His aim, he said, was to make the tube a friendlier place. “So many people are potentially friendly, if you’re friendly to them,” he said. “And pupils now ask me to wear my bowler hat into school. But it was rented, so I can’t.”

He was not the only teacher working in disguise this year. Alex Dolan, a supply teacher with a sideline in undercover reporting, filmed her experiences at four comprehensives, for a Channel 4 documentary. Indeed, subterfuge abounded. Sarah Forsyth, an art teacher at Eton college, secretly taped Prince Harry to support her claims that she had helped him cheat with his A-level art coursework. She was criticised at an employment tribunal for making the recording and the panel said it was not satisfied by her account of events. Prince Harry always denied the allegations.

However, she won her case of unfair dismissal against Eton college.

Other teachers emerged singing and dancing into the spotlight. In 2003, Simon Warr had appeared as the gown-wearing Latin master in Channel 4 series That’ll Teach ‘Em. This year, clearly experiencing TV withdrawal, he could be seen encouraging his neighbours to turn down their music, in reality-TV programme The Nightmares Next Door. “I’m the school celebrity,”

he said. “It’s a standing joke.
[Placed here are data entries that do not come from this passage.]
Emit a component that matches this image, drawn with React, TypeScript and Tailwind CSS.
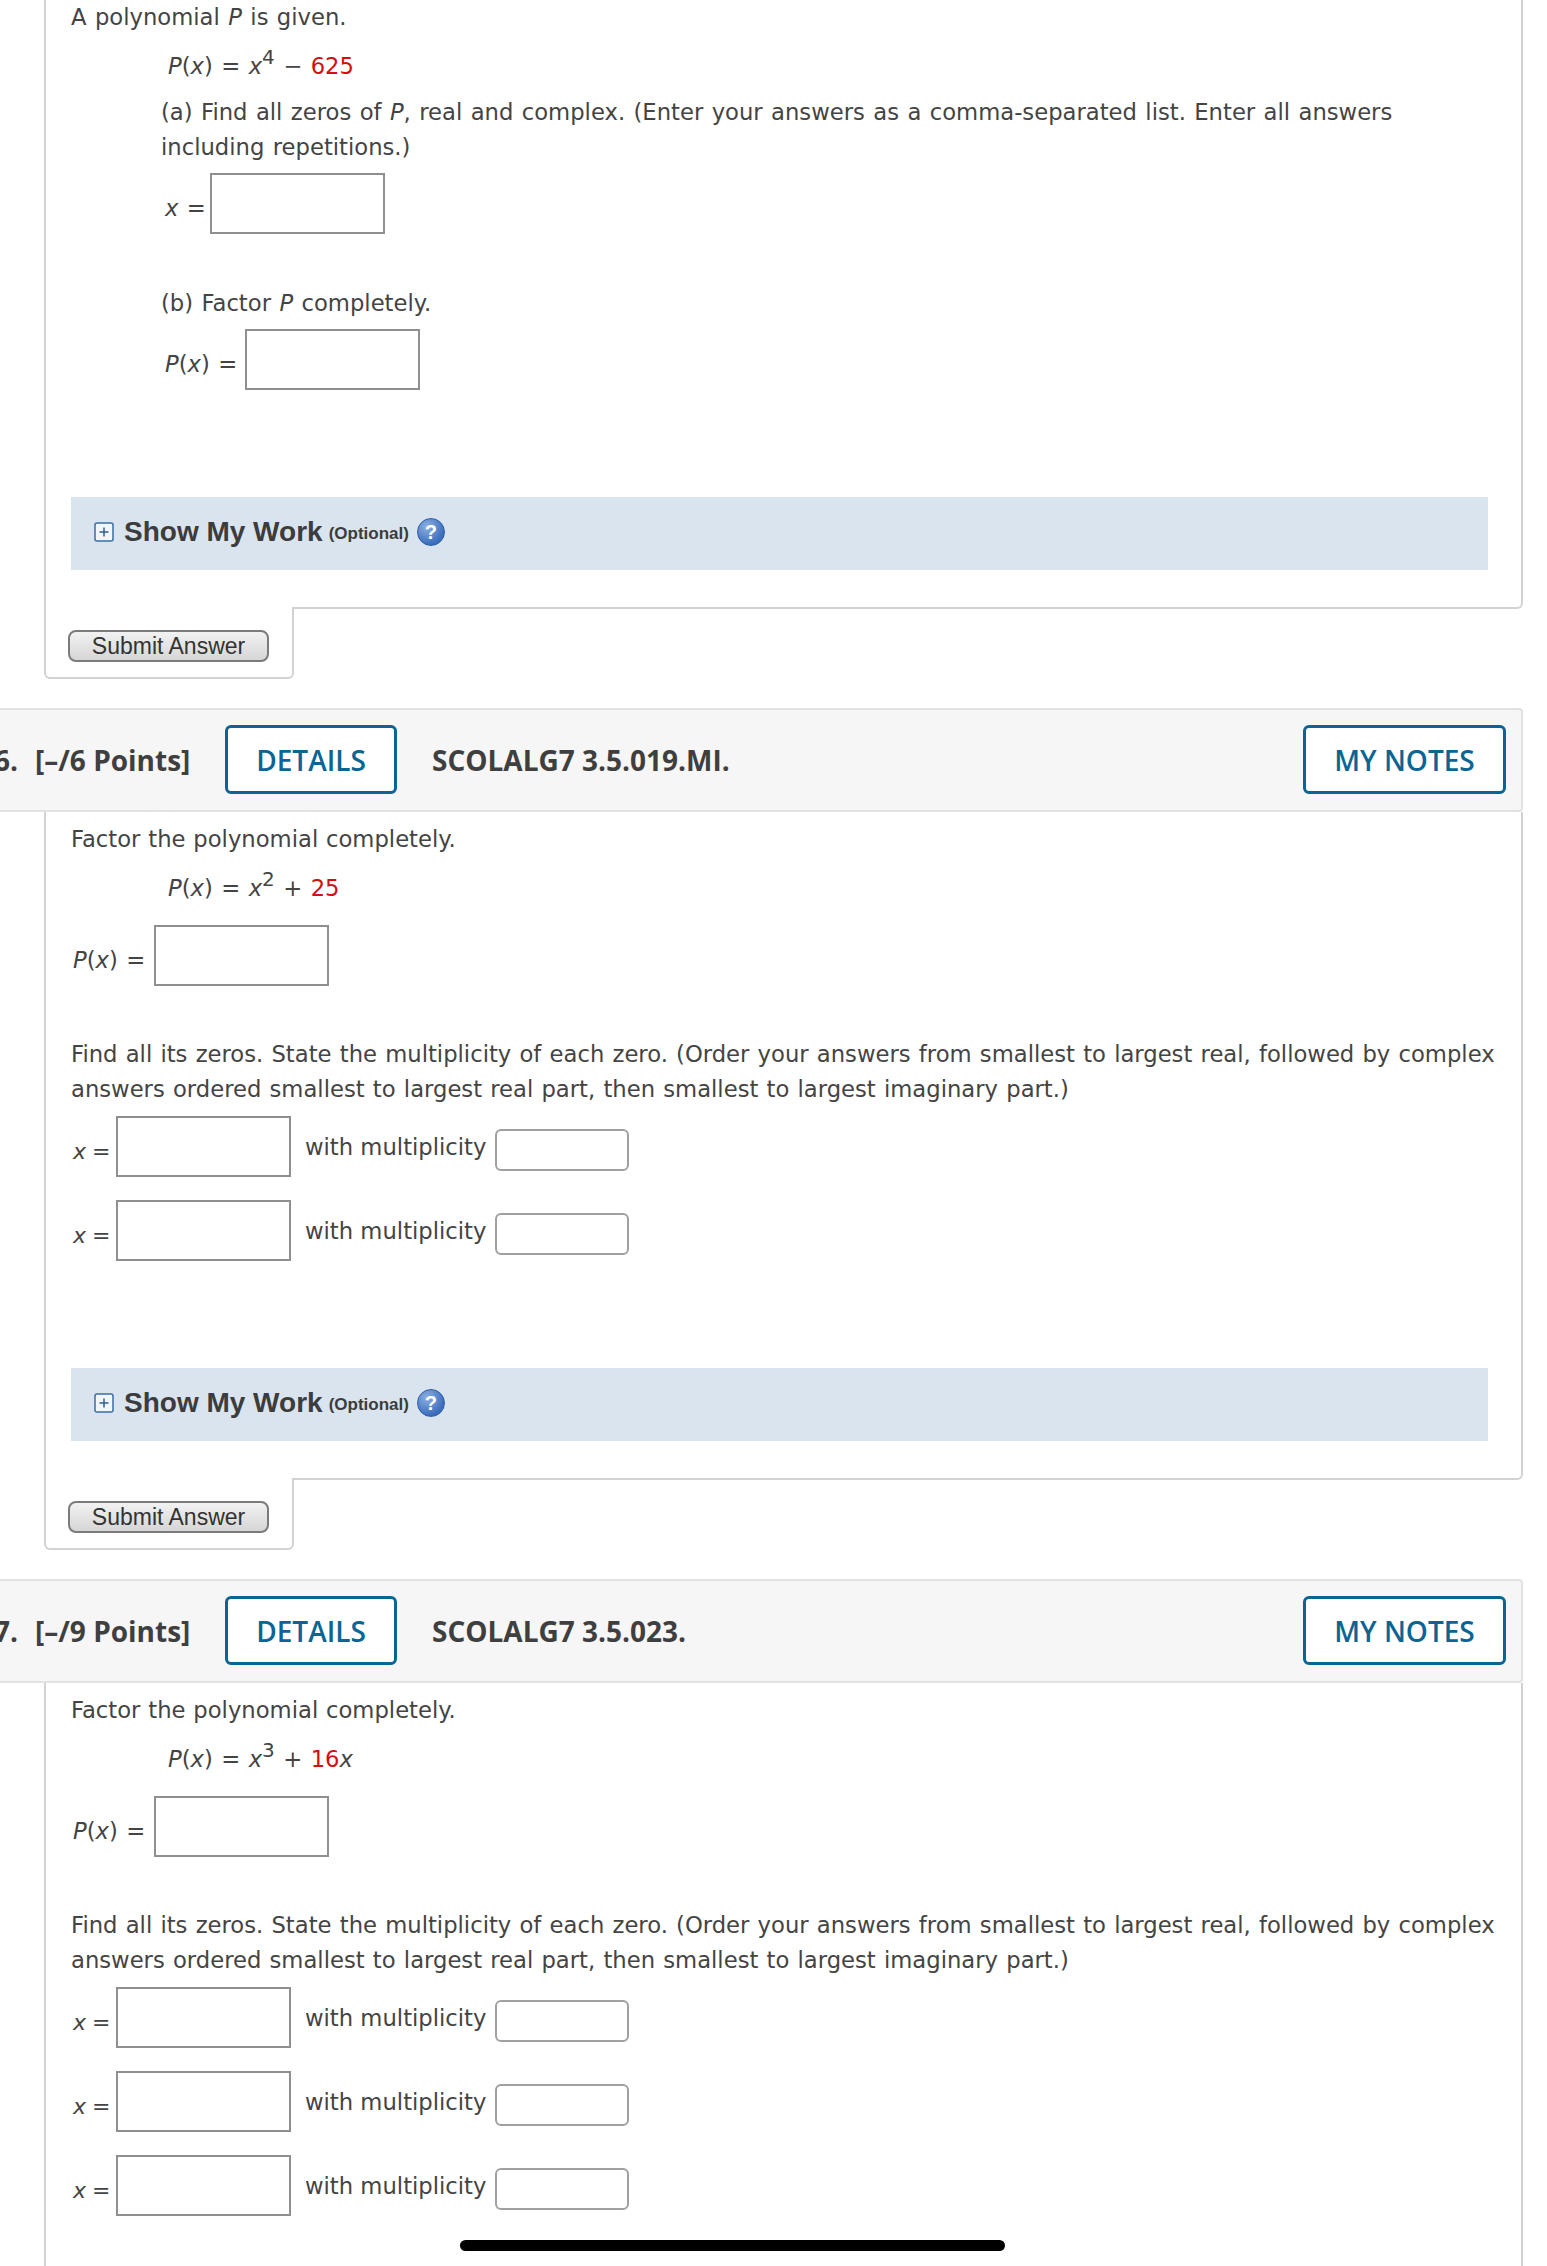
import React from "react";

const P = () => <i>P</i>;
const X = () => <i>x</i>;

function Box({ w = "w-[175px]" }: { w?: string }) {
  return <div className={`${w} h-[61px] shrink-0 border-2 border-[#8f8f8f] bg-white`} />;
}

function Answer({ className, label, w }: { className: string; label: React.ReactNode; w: string }) {
  return (
    <div className={`flex items-start ${className}`}>
      <div className={`${w} pt-[18px] leading-[35px] whitespace-pre`}>{label}</div>
      <Box />
    </div>
  );
}

function Multi({ className }: { className: string }) {
  return (
    <div className={`-ml-[2px] flex items-start ${className}`}>
      <div className="w-[47px] pl-[4px] pt-[18px] text-[22px] leading-[35px] [word-spacing:-1px]"><X /> =</div>
      <Box />
      <div className="ml-[14px] mt-[14px] w-[190px] leading-[35px] [word-spacing:0px]">with multiplicity</div>
      <div className="mt-[13px] h-[42px] w-[134px] rounded-[6px] border-2 border-[#a0a0a0] bg-white" />
    </div>
  );
}

function ShowWork({ className }: { className: string }) {
  return (
    <div className={`flex h-[73px] w-[1417px] items-center bg-[#d9e4ee] pb-[4px] pl-[23px] [word-spacing:0px] ${className}`}>
      <svg width="20" height="20" viewBox="0 0 20 20" className="shrink-0">
        <rect x="1" y="1" width="18" height="18" rx="2" fill="#f2f6fa" stroke="#3b6ea5" strokeWidth="1.5" />
        <path d="M10 5.5v9M5.5 10h9" stroke="#2f5f95" strokeWidth="1.5" />
      </svg>
      <span className="ml-[10px] font-['Liberation_Sans'] text-[28px] font-bold text-[#3c3c3c]">Show My Work</span>
      <span className="ml-[6px] mt-[5px] font-['Liberation_Sans'] text-[17px] font-bold text-[#3c3c3c]">(Optional)</span>
      <span className="ml-[8px] flex h-[28px] w-[28px] items-center justify-center rounded-full border border-[#2f5ea6] bg-[radial-gradient(circle_at_35%_30%,#8fb0e2,#3a6ebd_70%)] font-['Liberation_Sans'] text-[20px] font-bold text-white">?</span>
    </div>
  );
}

function Footer() {
  return (
    <div className="relative -mt-[2px] flex h-[72px] w-[250px] items-start rounded-b-[6px] border-x-2 border-b-2 border-[#d2d2d2] bg-white pl-[22px] pt-[23px]">
      <button className="h-[32px] w-[201px] rounded-[8px] border-2 border-[#7b7b7b] bg-gradient-to-b from-[#f2f2f2] to-[#d6d6d6] font-['Liberation_Sans'] text-[23px] leading-[26px] text-[#333]">
        Submit Answer
      </button>
    </div>
  );
}

function Header({ n, points, code, className }: { n: string; points: string; code: string; className: string }) {
  const btn = "flex h-[69px] items-center justify-center rounded-[6px] border-[3px] border-[#0b6594] bg-white text-[28px] font-semibold text-[#0b6594]";
  return (
    <div className={`flex h-[104px] w-[1523px] items-center rounded-r-[4px] border-y-2 border-r-2 border-[#e2e2e2] bg-[#f6f6f6] pb-[1px] font-['Open_Sans'] text-[#3f3f3f] [word-spacing:0px] ${className}`}>
      <span className="-ml-[6px] w-[41px] shrink-0 text-[28px] font-bold">{n}</span>
      <span className="w-[190px] shrink-0 text-[28px] font-bold">[–/{points} Points]</span>
      <div className={`${btn} w-[172px] shrink-0`}>DETAILS</div>
      <span className="ml-[35px] text-[28px] font-bold">{code}</span>
      <div className={`${btn} ml-auto mr-[15px] w-[203px]`}>MY NOTES</div>
    </div>
  );
}

export default function App() {
  return (
    <div className="relative h-[2266px] w-[1547px] overflow-hidden bg-white font-['DejaVu_Sans'] text-[22.7px] text-[#444] [word-spacing:1.2px]">
      {/* Question 5 */}
      <div className="ml-[44px] h-[609px] w-[1479px] rounded-br-[6px] border-x-2 border-b-2 border-[#d2d2d2] pl-[25px]">
        <p className="leading-[35px]">A polynomial <P /> is given.</p>
        <p className="ml-[97px] mt-[14px] leading-[35px]">
          <P />(<X />) = <X /><sup className="text-[20px] leading-none">4</sup> − <span className="text-[#d30f0f]">625</span>
        </p>
        <p className="ml-[90px] mt-[11px] leading-[35px]">
          (a) Find all zeros of <P />, real and complex. (Enter your answers as a comma-separated list. Enter all answers<br />including repetitions.)
        </p>
        <Answer className="ml-[94px] mt-[8px]" w="w-[45px]" label={<><X /> =</>} />
        <p className="ml-[90px] mt-[52px] leading-[35px]">(b) Factor <P /> completely.</p>
        <Answer className="ml-[94px] mt-[8px]" w="w-[80px]" label={<><P />(<X />) =</>} />
        <ShowWork className="mt-[107px]" />
      </div>
      <div className="ml-[44px]"><Footer /></div>

      {/* Question 6 */}
      <Header n="6." points="6" code="SCOLALG7 3.5.019.MI." className="mt-[29px]" />
      <div className="ml-[44px] h-[668px] w-[1479px] rounded-br-[6px] border-x-2 border-b-2 border-[#d2d2d2] pl-[25px] pt-[10px]">
        <p className="leading-[35px] [word-spacing:0.6px]">Factor the polynomial completely.</p>
        <p className="ml-[97px] mt-[14px] leading-[35px]">
          <P />(<X />) = <X /><sup className="text-[20px] leading-none">2</sup> + <span className="text-[#d30f0f]">25</span>
        </p>
        <Answer className="ml-[2px] mt-[19px]" w="w-[81px]" label={<><P />(<X />) =</>} />
        <p className="mt-[51px] w-[1440px] leading-[35px] [word-spacing:1px]">
          Find all its zeros. State the multiplicity of each zero. (Order your answers from smallest to largest real, followed by complex<br />answers ordered smallest to largest real part, then smallest to largest imaginary part.)
        </p>
        <Multi className="mt-[9px]" />
        <Multi className="mt-[23px]" />
        <ShowWork className="mt-[107px]" />
      </div>
      <div className="ml-[44px]"><Footer /></div>

      {/* Question 7 */}
      <Header n="7." points="9" code="SCOLALG7 3.5.023." className="mt-[29px]" />
      <div className="ml-[44px] h-[700px] w-[1479px] border-x-2 border-[#d2d2d2] pl-[25px] pt-[10px]">
        <p className="leading-[35px] [word-spacing:0.6px]">Factor the polynomial completely.</p>
        <p className="ml-[97px] mt-[14px] leading-[35px]">
          <P />(<X />) = <X /><sup className="text-[20px] leading-none">3</sup> + <span className="text-[#d30f0f]">16</span><X />
        </p>
        <Answer className="ml-[2px] mt-[19px]" w="w-[81px]" label={<><P />(<X />) =</>} />
        <p className="mt-[51px] w-[1440px] leading-[35px] [word-spacing:1px]">
          Find all its zeros. State the multiplicity of each zero. (Order your answers from smallest to largest real, followed by complex<br />answers ordered smallest to largest real part, then smallest to largest imaginary part.)
        </p>
        <Multi className="mt-[9px]" />
        <Multi className="mt-[23px]" />
        <Multi className="mt-[23px]" />
      </div>

      {/* Home indicator overlay */}
      <div className="absolute left-[460px] top-[2240px] h-[11px] w-[545px] rounded-full bg-black" />
    </div>
  );
}
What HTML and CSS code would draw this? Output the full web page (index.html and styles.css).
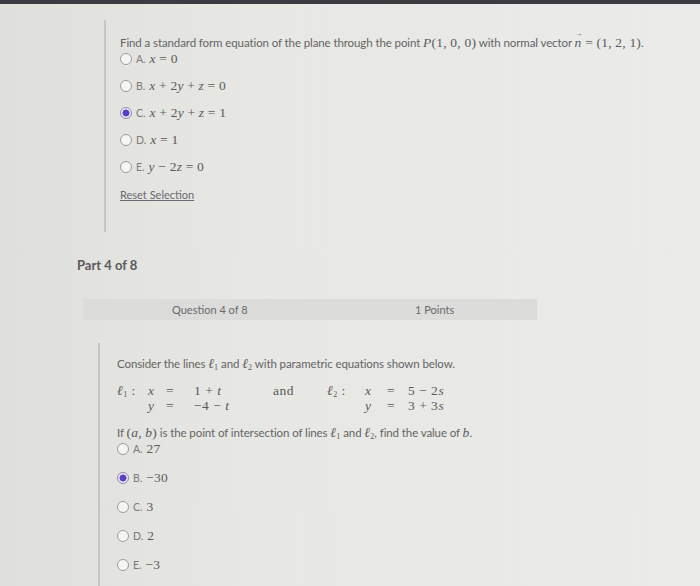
FILE: index.html
```html
<!DOCTYPE html>
<html>
<head>
<meta charset="utf-8">
<link rel="stylesheet" href="styles.css">
</head>
<body>
<div class="topbar"></div>
<div class="page">
  <div class="qblock first">
    <p class="qtext">Find a standard form equation of the plane through the point <span class="m"><i>P</i>(1, 0, 0)</span> with normal vector <span class="m"><span class="vec"><i>n</i></span> = (1, 2, 1)</span>.</p>
    <ul class="opts">
      <li><span class="radio"></span><span class="lbl">A.</span><span class="m"><i>x</i> = 0</span></li>
      <li><span class="radio"></span><span class="lbl">B.</span><span class="m"><i>x</i> + 2<i>y</i> + <i>z</i> = 0</span></li>
      <li><span class="radio on"></span><span class="lbl">C.</span><span class="m"><i>x</i> + 2<i>y</i> + <i>z</i> = 1</span></li>
      <li><span class="radio"></span><span class="lbl">D.</span><span class="m"><i>x</i> = 1</span></li>
      <li><span class="radio"></span><span class="lbl">E.</span><span class="m"><i>y</i> − 2<i>z</i> = 0</span></li>
    </ul>
    <a class="reset" href="#">Reset Selection</a>
  </div>

  <div class="part">Part 4 of 8</div>

  <div class="qbar">
    <span class="qnum">Question 4 of 8</span>
    <span class="pts">1 Points</span>
  </div>

  <div class="qblock second">
    <p class="qtext">Consider the lines <span class="m"><i>ℓ</i><sub>1</sub></span> and <span class="m"><i>ℓ</i><sub>2</sub></span> with parametric equations shown below.</p>
    <div class="eqs m">
      <span><i>ℓ</i><sub>1</sub> :</span><span><i>x</i></span><span>=</span><span>1 + <i>t</i></span><span>and</span><span><i>ℓ</i><sub>2</sub> :</span><span><i>x</i></span><span>=</span><span>5 − 2<i>s</i></span>
      <span></span><span><i>y</i></span><span>=</span><span>−4 − <i>t</i></span><span></span><span></span><span><i>y</i></span><span>=</span><span>3 + 3<i>s</i></span>
    </div>
    <p class="qtext q2">If <span class="m">(<i>a</i>, <i>b</i>)</span> is the point of intersection of lines <span class="m"><i>ℓ</i><sub>1</sub></span> and <span class="m"><i>ℓ</i><sub>2</sub></span>, find the value of <span class="m"><i>b</i></span>.</p>
    <ul class="opts wide">
      <li><span class="radio"></span><span class="lbl">A.</span><span class="m">27</span></li>
      <li><span class="radio on"></span><span class="lbl">B.</span><span class="m">−30</span></li>
      <li><span class="radio"></span><span class="lbl">C.</span><span class="m">3</span></li>
      <li><span class="radio"></span><span class="lbl">D.</span><span class="m">2</span></li>
      <li><span class="radio"></span><span class="lbl">E.</span><span class="m">−3</span></li>
    </ul>
  </div>
</div>
</body>
</html>
```

FILE: styles.css
```css
html, body {
  margin: 0;
  padding: 0;
}
body {
  width: 700px;
  height: 586px;
  overflow: hidden;
  background: linear-gradient(to right, #dfdfdc 0px, #e7e7e4 250px, #ebebe9 700px);
  font-family: Lato, "Open Sans", "Liberation Sans", sans-serif;
  color: #646464;
}
.topbar {
  height: 4px;
  background: #3b3b42;
}
.page {
  padding-left: 77px;
  padding-top: 16px;
}
.qblock {
  border-left: 2px solid #c6c6c4;
}
.qblock.first {
  margin-left: 27px;
  padding: 15px 0 29px 14px;
}
.qblock.second {
  margin-left: 21px;
  padding: 13px 0 20px 17px;
}
.qtext {
  margin: 0;
  font-size: 11.5px;
  line-height: 16px;
  height: 16px;
  white-space: nowrap;
  letter-spacing: -0.1px;
}
.m {
  font-family: "Liberation Serif", "DejaVu Serif", serif;
  font-size: 13.5px;
  color: #5a5a5a;
  letter-spacing: 0.2px;
}
.m i {
  font-style: italic;
}
.m sub {
  font-size: 8px;
  vertical-align: -2px;
  line-height: 0;
}
.vec {
  position: relative;
  display: inline-block;
}
.vec::before {
  content: "→";
  position: absolute;
  left: 0;
  top: -9px;
  font-size: 8px;
  font-style: normal;
}
.opts {
  list-style: none;
  margin: 0;
  padding: 0;
}
.opts li {
  display: flex;
  align-items: center;
  height: 16px;
  margin-top: 11px;
  font-size: 10.5px;
  white-space: nowrap;
}
.opts li:first-child {
  margin-top: 0;
}
.opts.wide li {
  margin-top: 13px;
}
.opts.wide li:first-child {
  margin-top: 0;
}
.radio {
  width: 10px;
  height: 10px;
  border-radius: 50%;
  border: 1px solid #9c9c9c;
  background: #f5f5f3;
  margin-right: 4px;
  flex: none;
}
.radio.on {
  border-color: #8f88b6;
  background: radial-gradient(circle, #5a3fc4 0 3.2px, #ebe8f6 3.8px);
}
.lbl {
  color: #7a7a7a;
  margin-right: 4px;
}
.reset {
  display: block;
  margin-top: 12px;
  height: 16px;
  line-height: 16px;
  font-size: 11px;
  color: #6a6a72;
  text-decoration: underline;
  width: max-content;
}
.part {
  margin-top: 24px;
  height: 18px;
  line-height: 18px;
  font-size: 13px;
  font-weight: 700;
  color: #5a5a5a;
}
.qbar {
  margin-top: 25px;
  margin-left: 6px;
  width: 365px;
  padding-left: 89px;
  height: 21px;
  display: flex;
  align-items: center;
  background: #dcdcda;
  font-size: 11px;
  color: #6a6a6a;
}
.qnum {
  flex: 0 0 243px;
}
.second {
  margin-top: 23px;
}
.eqs {
  margin-top: 11px;
  display: grid;
  grid-template-columns: 31px 18px 28px 79px 54px 38px 22px 21px auto;
  grid-auto-rows: 15px;
  line-height: 15px;
  white-space: nowrap;
  letter-spacing: 0.5px;
}
.q2 {
  margin-top: 12px;
}
```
Everyone says it’s my alternative career.”

But, for others, 2005 saw a retreat from the unrelenting demands of fame.

Matthew Goodgame, winner of the 2004 search-for-a-star series, Musicality, decided to trade in the trappings of stardom for the relative calm of a classroom in Westgate-on-Sea. “You don’t have to be on stage to be a star,”

he said. “At school, you feel like a star because you’re inspiring the younger generations to do their best.”